Disclaimers and Clarity
The court analyzed the disclaimers in the marketing materials and found that their placement and clarity were inadequate to trigger inquiry notice. The disclaimers were located on the third page of a three-page illustration, and their formatting did not draw sufficient attention. The court highlighted that the disclaimers lacked cautionary language on the first page, which prominently featured the term "vanishing premium." This absence of clear warning about the potential need for continued premium payments created a factual issue regarding whether the disclaimers were adequate. The court concluded that the effectiveness of disclaimers should be assessed based on the plaintiff's knowledge and experience, and it could not determine at the demurrer stage that Powell's reliance was manifestly unreasonable.
Conclusion
The Court of Appeal concluded that the trial court incorrectly sustained the demurrers regarding Powell's fraud and misrepresentation claims.
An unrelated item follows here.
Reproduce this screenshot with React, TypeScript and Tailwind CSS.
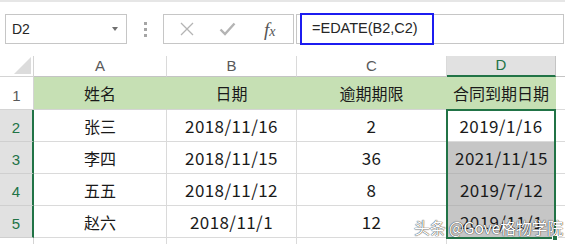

The court reversed the trial court's decision, indicating that there were factual issues regarding the clarity of disclaimers and Powell's justifiable reliance that needed to be resolved through further proceedings. By ruling that the statute of limitations had not yet begun to run and that justifiable reliance was a question of fact, the court allowed Powell's claims to proceed, thereby ensuring that his allegations of fraudulent marketing practices would be adequately considered in court.